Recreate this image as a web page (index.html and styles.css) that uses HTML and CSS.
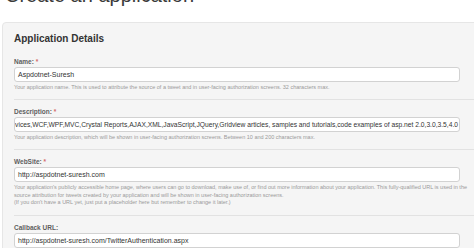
FILE: index.html
```html
<!DOCTYPE html>
<html lang="en">
<head>
<meta charset="utf-8">
<title>Create an application</title>
<link rel="stylesheet" href="styles.css">
</head>
<body>
<div class="page">
  <h1 class="title">Create an application</h1>
  <section class="panel">
    <h2 class="panel-title">Application Details</h2>
    <div class="field">
      <label class="label">Name: <span class="req">*</span></label>
      <div class="input">Aspdotnet-Suresh</div>
      <p class="help">Your application name. This is used to attribute the source of a tweet and in user-facing authorization screens. 32 characters max.</p>
    </div>
    <div class="field">
      <label class="label">Description: <span class="req">*</span></label>
      <div class="input input-end"><span>Aspdotnet-Suresh offers Asp.net,C#.net,SQL Server,Web Services,WCF,WPF,MVC,Crystal Reports,AJAX,XML,JavaScript,JQuery,Gridview articles, samples and tutorials,code examples of asp.net 2.0,3.0,3.5,4.0</span></div>
      <p class="help">Your application description, which will be shown in user-facing authorization screens. Between 10 and 200 characters max.</p>
    </div>
    <div class="field">
      <label class="label">WebSite: <span class="req">*</span></label>
      <div class="input">http://aspdotnet-suresh.com</div>
      <p class="help">Your application's publicly accessible home page, where users can go to download, make use of, or find out more information about your application. This fully-qualified URL is used in the source attribution for tweets created by your application and will be shown in user-facing authorization screens.<br>(If you don't have a URL yet, just put a placeholder here but remember to change it later.)</p>
    </div>
    <div class="field">
      <label class="label">Callback URL:</label>
      <div class="input">http://aspdotnet-suresh.com/TwitterAuthentication.aspx</div>
    </div>
  </section>
</div>
</body>
</html>
```
FILE: styles.css
```css
html, body {
  margin: 0;
  padding: 0;
  background: #fff;
}
body {
  width: 474px;
  height: 248px;
  overflow: hidden;
  font-family: "Liberation Sans", Arial, sans-serif;
}
.page {
  padding-top: 1px;
}
.title {
  margin: -16px 0 0 5px;
  height: 20px;
  font-size: 20px;
  line-height: 20px;
  font-weight: normal;
  color: #3a3a3a;
  white-space: nowrap;
}
.panel {
  margin: 17px -30px 0 2px;
  padding: 10px 0 0 11px;
  background: #f5f5f5;
  border: 1px solid #e6e6e6;
  border-radius: 4px;
}
.panel-title {
  margin: 0 0 13px;
  font-size: 10px;
  line-height: 12px;
  font-weight: bold;
  color: #333;
}
.field {
  padding: 8px 0 8px;
  border-bottom: 1px solid #e2e2e2;
}
.field:first-of-type {
  padding-top: 0;
}
.label {
  display: block;
  font-size: 6.5px;
  line-height: 8px;
  font-weight: bold;
  color: #5e5e5e;
}
.req {
  color: #d46a6a;
}
.input {
  box-sizing: border-box;
  width: 446px;
  height: 15px;
  margin-top: 1px;
  padding: 0 3px;
  background: #fff;
  border: 1px solid #d2d2d2;
  border-radius: 3px;
  font-size: 7px;
  line-height: 13px;
  color: #333;
  white-space: nowrap;
  overflow: hidden;
}
.input-end {
  display: flex;
  justify-content: flex-end;
  padding-right: 1px;
  font-size: 6.7px;
}
.input-end span {
  flex: none;
}
.help {
  max-width: 458px;
  margin: 2px 0 0;
  font-size: 5.5px;
  line-height: 7px;
  color: #9a9a9a;
}
.field:nth-of-type(3) .help {
  line-height: 7.5px;
}
```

= = = = = = =

- _STATED TASK_: Extract the full listing exactly, with the pictures left out.

- _REPLY TO THE EXERCISE_:
Recreate this image as a web page (index.html and styles.css) that uses HTML and CSS.
FILE: index.html
```html
<!DOCTYPE html>
<html lang="en">
<head>
<meta charset="utf-8">
<title>Create an application</title>
<link rel="stylesheet" href="styles.css">
</head>
<body>
<div class="page">
  <h1 class="title">Create an application</h1>
  <section class="panel">
    <h2 class="panel-title">Application Details</h2>
    <div class="field">
      <label class="label">Name: <span class="req">*</span></label>
      <div class="input">Aspdotnet-Suresh</div>
      <p class="help">Your application name. This is used to attribute the source of a tweet and in user-facing authorization screens. 32 characters max.</p>
    </div>
    <div class="field">
      <label class="label">Description: <span class="req">*</span></label>
      <div class="input input-end"><span>Aspdotnet-Suresh offers Asp.net,C#.net,SQL Server,Web Services,WCF,WPF,MVC,Crystal Reports,AJAX,XML,JavaScript,JQuery,Gridview articles, samples and tutorials,code examples of asp.net 2.0,3.0,3.5,4.0</span></div>
      <p class="help">Your application description, which will be shown in user-facing authorization screens. Between 10 and 200 characters max.</p>
    </div>
    <div class="field">
      <label class="label">WebSite: <span class="req">*</span></label>
      <div class="input">http://aspdotnet-suresh.com</div>
      <p class="help">Your application's publicly accessible home page, where users can go to download, make use of, or find out more information about your application. This fully-qualified URL is used in the source attribution for tweets created by your application and will be shown in user-facing authorization screens.<br>(If you don't have a URL yet, just put a placeholder here but remember to change it later.)</p>
    </div>
    <div class="field">
      <label class="label">Callback URL:</label>
      <div class="input">http://aspdotnet-suresh.com/TwitterAuthentication.aspx</div>
    </div>
  </section>
</div>
</body>
</html>
```
FILE: styles.css
```css
html, body {
  margin: 0;
  padding: 0;
  background: #fff;
}
body {
  width: 474px;
  height: 248px;
  overflow: hidden;
  font-family: "Liberation Sans", Arial, sans-serif;
}
.page {
  padding-top: 1px;
}
.title {
  margin: -16px 0 0 5px;
  height: 20px;
  font-size: 20px;
  line-height: 20px;
  font-weight: normal;
  color: #3a3a3a;
  white-space: nowrap;
}
.panel {
  margin: 17px -30px 0 2px;
  padding: 10px 0 0 11px;
  background: #f5f5f5;
  border: 1px solid #e6e6e6;
  border-radius: 4px;
}
.panel-title {
  margin: 0 0 13px;
  font-size: 10px;
  line-height: 12px;
  font-weight: bold;
  color: #333;
}
.field {
  padding: 8px 0 8px;
  border-bottom: 1px solid #e2e2e2;
}
.field:first-of-type {
  padding-top: 0;
}
.label {
  display: block;
  font-size: 6.5px;
  line-height: 8px;
  font-weight: bold;
  color: #5e5e5e;
}
.req {
  color: #d46a6a;
}
.input {
  box-sizing: border-box;
  width: 446px;
  height: 15px;
  margin-top: 1px;
  padding: 0 3px;
  background: #fff;
  border: 1px solid #d2d2d2;
  border-radius: 3px;
  font-size: 7px;
  line-height: 13px;
  color: #333;
  white-space: nowrap;
  overflow: hidden;
}
.input-end {
  display: flex;
  justify-content: flex-end;
  padding-right: 1px;
  font-size: 6.7px;
}
.input-end span {
  flex: none;
}
.help {
  max-width: 458px;
  margin: 2px 0 0;
  font-size: 5.5px;
  line-height: 7px;
  color: #9a9a9a;
}
.field:nth-of-type(3) .help {
  line-height: 7.5px;
}
```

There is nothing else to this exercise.